Cumbrian Delights
Mid-May saw EBTS UK members from across the UK & USA getting together with guests from EBTS France & our European President Véronique Goblet d’Alviella in the delights of the Cumbrian countryside for the AGM weekend of garden visits and talks including one by our Patron, Lord Cavendish of Furness. Based at the Netherwood Hotel, Grange over Sands whilst missing the Eurovision Song Contest in favour of a formal dinner, we were treated to some spectacular gardens and celebrated World Topiary day at its home Levens Hall with demonstrations by Chris Poole and Phil Seabrook (Tip Top Topiary).
Gresgarth Hall
A beautiful 12-acre garden on a sloping site above a tributary of the River Lune. The garden is arranged as a series of terraces below the historic Gothic-style house of Gresgarth Hall. The garden is the creation of the garden designer Arabella Lennox-Boyd, who moved here with her family in 1978. She has developed the gardens herself by combining Italian style with British plantsmanship.
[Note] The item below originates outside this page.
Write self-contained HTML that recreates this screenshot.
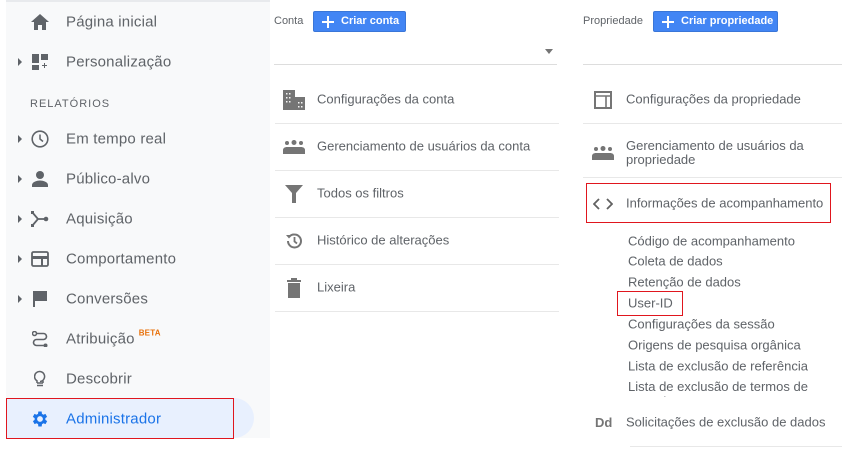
<!DOCTYPE html>
<html><head><meta charset="utf-8"><style>
*{margin:0;padding:0;box-sizing:border-box}
body{width:842px;height:449px;background:#fff;position:relative;overflow:hidden;font-family:"Liberation Sans",Arial,sans-serif;color:#5f6368}
.a{position:absolute;white-space:nowrap}
.side{position:absolute;left:6px;top:0;width:264px;height:438px;background:#f8f9fa;border-top:2px solid #e8eaed}
.si{position:absolute;left:66px;font-size:15px;color:#5f6368;letter-spacing:.2px;transform:translateY(-50%)}
.ic{position:absolute;transform:translate(-50%,-50%)}
.tri{position:absolute;left:18px;width:0;height:0;border-left:4px solid #5f6368;border-top:4px solid transparent;border-bottom:4px solid transparent;transform:translateY(-50%)}
.mi{position:absolute;font-size:13px;color:#5f6368;transform:translateY(-50%)}
.sep{position:absolute;height:1px;background:#e8e8e8}
.btn{position:absolute;background:#4285f4;border:1px solid #3a76d8;border-radius:2px;color:#fff;font-size:11px;font-weight:bold;height:21px;line-height:19px;padding-left:27px}
.btn:before{content:"";position:absolute;left:8px;width:12px;height:2px;background:#fff;top:9px}
.btn:after{content:"";position:absolute;left:13px;top:4px;width:2px;height:12px;background:#fff}
.sub{position:absolute;left:628px;font-size:13px;color:#5f6368;transform:translateY(-50%)}
</style></head><body>
<div class="side"></div>
<div class="a" style="left:6px;top:398px;width:248px;height:40px;background:#e8f0fe;border-radius:0 20px 20px 0"></div>
<div class="a" style="left:6px;top:398px;width:228px;height:41px;border:1px solid #e0161e"></div>

<svg class="ic" style="left:40px;top:22px" width="18" height="16" viewBox="0 0 18 16"><path d="M9 0L0 8h3v8h4v-5h4v5h4V8h3z" fill="#5f6368"/></svg>
<div class="tri" style="top:62px"></div>
<svg class="ic" style="left:40px;top:62px" width="16" height="16" viewBox="0 0 16 16" fill="#5f6368"><rect x="0" y="0" width="7" height="9"/><rect x="9" y="0" width="7" height="6"/><rect x="0" y="11" width="7" height="5"/><path d="M12 9h1v2h2v1h-2v2h-1v-2h-2v-1h2z"/></svg>
<div class="a" style="left:30px;top:98px;font-size:11px;letter-spacing:1px;color:#5f6368">RELATÓRIOS</div>
<div class="tri" style="top:139px"></div>
<svg class="ic" style="left:40px;top:139px" width="18" height="18" viewBox="0 0 18 18"><circle cx="9" cy="9" r="7.8" fill="none" stroke="#5f6368" stroke-width="1.6"/><path d="M9 4.5V9l3 2.5" fill="none" stroke="#5f6368" stroke-width="1.5"/></svg>
<div class="tri" style="top:179px"></div>
<svg class="ic" style="left:40px;top:179px" width="16" height="16" viewBox="0 0 16 16" fill="#5f6368"><circle cx="8" cy="4" r="4"/><path d="M0 16v-2c0-3 5-4.5 8-4.5s8 1.5 8 4.5v2z"/></svg>
<div class="tri" style="top:219px"></div>
<svg class="ic" style="left:40px;top:219px" width="18" height="16" viewBox="0 0 18 16"><path d="M1 1l6 7-6 7M7 8h8" fill="none" stroke="#5f6368" stroke-width="1.8"/><circle cx="15" cy="8" r="2.3" fill="#5f6368"/><rect x="0" y="0" width="3" height="3" fill="#5f6368"/><rect x="0" y="13" width="3" height="3" fill="#5f6368"/></svg>
<div class="tri" style="top:259px"></div>
<svg class="ic" style="left:40px;top:259px" width="18" height="16" viewBox="0 0 18 16"><rect x="1" y="1" width="16" height="14" rx="1.5" fill="none" stroke="#5f6368" stroke-width="1.8"/><rect x="1" y="5" width="16" height="3" fill="#5f6368"/><rect x="10" y="5" width="2" height="10" fill="#5f6368"/></svg>
<div class="tri" style="top:299px"></div>
<svg class="ic" style="left:40px;top:299px" width="14" height="16" viewBox="0 0 14 16" fill="#5f6368"><rect x="0" y="0" width="2" height="16"/><path d="M2 0h12v10H2z"/></svg>
<svg class="ic" style="left:40px;top:339px" width="16" height="16" viewBox="0 0 16 16"><circle cx="2.5" cy="2.5" r="2" fill="none" stroke="#5f6368" stroke-width="1.5"/><path d="M4.5 2.5h7a3 3 0 010 6h-7a3 3 0 000 6h7" fill="none" stroke="#5f6368" stroke-width="1.6"/><circle cx="13.5" cy="14.5" r="2" fill="#5f6368"/></svg>
<svg class="ic" style="left:40px;top:379px" width="12" height="18" viewBox="0 0 12 18"><path d="M3 13v-2.2A5 5 0 116 11.5 M9 13v-2.2" fill="none" stroke="#5f6368" stroke-width="1.5"/><path d="M3 15.5h6M3 13h6" stroke="#5f6368" stroke-width="1.5"/></svg>
<svg class="ic" style="left:40px;top:419px" width="20" height="20" viewBox="0 0 24 24"><path fill="#1a73e8" d="M19.4 13a7.5 7.5 0 000-2l2.1-1.6-2-3.5-2.5 1a7.6 7.6 0 00-1.7-1L15 3h-4l-.4 2.9a7.6 7.6 0 00-1.7 1l-2.5-1-2 3.5L6.6 11a7.5 7.5 0 000 2l-2.1 1.6 2 3.5 2.5-1a7.6 7.6 0 001.7 1L11 21h4l.4-2.9a7.6 7.6 0 001.7-1l2.5 1 2-3.5zM13 15.5a3.5 3.5 0 110-7 3.5 3.5 0 010 7z" transform="translate(-1 0)"/></svg>

<div class="si" style="top:22px">Página inicial</div>
<div class="si" style="top:62px">Personalização</div>
<div class="si" style="top:139px">Em tempo real</div>
<div class="si" style="top:179px">Público-alvo</div>
<div class="si" style="top:219px">Aquisição</div>
<div class="si" style="top:259px">Comportamento</div>
<div class="si" style="top:299px">Conversões</div>
<div class="si" style="top:339px">Atribuição<sup style="color:#e8710a;font-size:8px;font-weight:bold;margin-left:4px;position:relative;top:-2px">BETA</sup></div>
<div class="si" style="top:379px">Descobrir</div>
<div class="si" style="top:419px;color:#1a73e8">Administrador</div>

<div class="a" style="left:274px;top:15px;font-size:11px">Conta</div>
<div class="btn" style="left:313px;top:11px;width:93px">Criar conta</div>
<div class="a" style="left:545px;top:49px;border-top:5px solid #757575;border-left:4px solid transparent;border-right:4px solid transparent"></div>
<div class="sep" style="left:274px;top:64px;width:283px;background:#ddd"></div>
<svg class="ic" style="left:294px;top:100px" width="22" height="20" viewBox="0 0 22 20" fill="#757575"><rect x="0" y="0" width="12" height="20"/><rect x="12" y="7" width="10" height="13"/><g fill="#f5f5f5"><rect x="3" y="3" width="1.5" height="1.5"/><rect x="6" y="3" width="1.5" height="1.5"/><rect x="3" y="7" width="1.5" height="1.5"/><rect x="6" y="7" width="1.5" height="1.5"/><rect x="3" y="11" width="1.5" height="1.5"/><rect x="6" y="11" width="1.5" height="1.5"/><rect x="15" y="12" width="1.5" height="1.5"/><rect x="18" y="12" width="1.5" height="1.5"/><rect x="15" y="16" width="1.5" height="1.5"/><rect x="18" y="16" width="1.5" height="1.5"/></g></svg>
<svg class="ic" style="left:294px;top:147px" width="22" height="14" viewBox="0 0 22 14" fill="#757575"><circle cx="4" cy="3" r="2"/><circle cx="11" cy="2.5" r="2.5"/><circle cx="18" cy="3" r="2"/><path d="M0 14v-4c0-2 2-3 4-3h14c2 0 4 1 4 3v4z"/></svg>
<svg class="ic" style="left:294px;top:194px" width="18" height="18" viewBox="0 0 18 18" fill="#757575"><path d="M0 0h18l-7 8v10H7V8z"/></svg>
<svg class="ic" style="left:294px;top:241px" width="18" height="18" viewBox="0 0 18 18"><path d="M3 9a6.5 6.5 0 106.5-6.5A6.5 6.5 0 004 5" fill="none" stroke="#757575" stroke-width="2"/><path d="M1 3l3 3.5L7 3z" fill="#757575"/><path d="M9.5 5v4.5l2.5 2" fill="none" stroke="#757575" stroke-width="1.8"/></svg>
<svg class="ic" style="left:294px;top:288px" width="14" height="20" viewBox="0 0 14 20" fill="#757575"><rect x="0" y="2" width="14" height="2"/><rect x="4" y="0" width="6" height="2"/><rect x="1" y="5" width="12" height="15"/></svg>
<div class="mi" style="left:317px;top:99px">Configurações da conta</div>
<div class="mi" style="left:317px;top:146px">Gerenciamento de usuários da conta</div>
<div class="mi" style="left:317px;top:193px">Todos os filtros</div>
<div class="mi" style="left:317px;top:240px">Histórico de alterações</div>
<div class="mi" style="left:317px;top:287px">Lixeira</div>
<div class="sep" style="left:275px;top:123px;width:284px"></div>
<div class="sep" style="left:275px;top:170px;width:284px"></div>
<div class="sep" style="left:275px;top:217px;width:284px"></div>
<div class="sep" style="left:275px;top:264px;width:284px"></div>
<div class="sep" style="left:275px;top:311px;width:284px"></div>

<div class="a" style="left:583px;top:15px;font-size:11px">Propriedade</div>
<div class="btn" style="left:653px;top:11px;width:125px">Criar propriedade</div>
<div class="sep" style="left:583px;top:64px;width:259px;background:#ddd"></div>
<svg class="ic" style="left:603px;top:100px" width="18" height="18" viewBox="0 0 18 18"><rect x="1" y="1" width="16" height="16" fill="none" stroke="#757575" stroke-width="2"/><path d="M1 5h16M12 5v12" stroke="#757575" stroke-width="1.6"/></svg>
<svg class="ic" style="left:603px;top:153px" width="22" height="14" viewBox="0 0 22 14" fill="#757575"><circle cx="4" cy="3" r="2"/><circle cx="11" cy="2.5" r="2.5"/><circle cx="18" cy="3" r="2"/><path d="M0 14v-4c0-2 2-3 4-3h14c2 0 4 1 4 3v4z"/></svg>
<svg class="ic" style="left:603px;top:204px" width="20" height="12" viewBox="0 0 20 12"><path d="M6 1L1 6l5 5M14 1l5 5-5 5" fill="none" stroke="#616161" stroke-width="1.8"/></svg>
<div class="mi" style="left:626px;top:99px">Configurações da propriedade</div>
<div class="mi" style="left:626px;top:153px;line-height:14px">Gerenciamento de usuários da<br>propriedade</div>
<div class="mi" style="left:626px;top:203px">Informações de acompanhamento</div>
<div class="sep" style="left:583px;top:123px;width:259px"></div>
<div class="sep" style="left:583px;top:177px;width:259px"></div>
<div class="a" style="left:586px;top:183px;width:245px;height:40px;border:1px solid #e0161e"></div>
<div class="sub" style="top:241px">Código de acompanhamento</div>
<div class="sub" style="top:261px">Coleta de dados</div>
<div class="sub" style="top:282px">Retenção de dados</div>
<div class="sub" style="top:303px">User-ID</div>
<div class="a" style="left:617px;top:291px;width:66px;height:25px;border:1px solid #e0161e"></div>
<div class="sub" style="top:324px">Configurações da sessão</div>
<div class="sub" style="top:345px">Origens de pesquisa orgânica</div>
<div class="sub" style="top:366px">Lista de exclusão de referência</div>
<div class="a" style="left:628px;top:379px;height:18px;overflow:hidden;font-size:13px;line-height:15px">Lista de exclusão de termos de<br>pesquisa</div>
<div class="a" style="left:595px;top:415px;font-size:13px;font-weight:bold;color:#757575">Dd</div>
<div class="mi" style="left:626px;top:422px">Solicitações de exclusão de dados</div>
<div class="sep" style="left:630px;top:446px;width:212px"></div>
</body></html>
Summerdale Garden & Nursery
Owners Gail and David Sheals are former doctors who are now ploughing a different furrow in the world of horticulture since moving here in 1997. Summerdale is a 1½-acre part-walled country garden set around an 18th century former vicarage. Several defined areas have been created by hedges, each with its own theme and linked by intricate cobbled pathways. It is a beautiful setting
with fine views across to Farleton Fell. There are traditional herbaceous borders, ponds, woodland and meadow planting which provide year-round interest. There are large collections of auricula, primulas and snowdrops.
Lawland Hall, Austrick
The house is a stone-built Elizabethan manor which Giles and Felicity Bowring inherited in 1987. The garden has been gradually developed to create a nature friendly environment which is now almost organic. Hedges of beech, yew and box help to divide up the area (about 1½ acres). There are mixed borders formally laid 3 out in the upper garden which gives way to long grass planted with bulbs and native wild flowers running downhill towards the lake which was created in the early 2020s from the nearby beck and which attracts wildlife including kingfishers and herons. A central axis runs from the back of the house towards a small “ride” in the wood beyond the lake consisting of cone-shaped yews and an avenue of Malus hupehensis.
Levens Hall
A truly spectacular garden dating back to the 1690s, the ten acres of gardens retain many original features including the world’s oldest topiary gardens. This surreal and unique collection of ancient box and yew trees, in abstract or geometric shape, rises up from a beautiful display of underplanting. The garden is populated with an ever-changing array of over 30,000 bedding plants which are all grown in the greenhouses on site.
Holker Hall
Holker Hall is the home of the patron of EBTS UK, Lord Cavendish of Furness. It was described by Pevsner as “the grandest building of its date in Lancashire…by the best architects then living in the county.” The building dates from the 16th 4 century, with alterations, additions, and rebuilding in the 18th and 19th centuries. The west wing was rebuilt after a major fire in 1871. The 23 acres of gardens comprise a series of formal gardens set within a more informal landscape of interesting trees, shrubs and meadows. They are planted to offer year-round inspiration for casual visitors and keen gardeners alike. The spring is a riot of colour with displays of tulips, daffodils, wallflowers and spring meadows, framed by majestic rhododendrons and magnolias. Summer brings billowing borders packed with colour and exciting tender plants, and wonderful summer flowering trees such as Styrax, Stewartia and Eucryphia. Much of the gardens you see today,
were developed by Lord and Lady Cavendish over the last 40 years. The gardens are now entering a new phase with their daughter Lucy Cavendish and her husband, Tor McLaren, now starting to make their own mark with the help of Head Gardener Matthew Murgatroyd.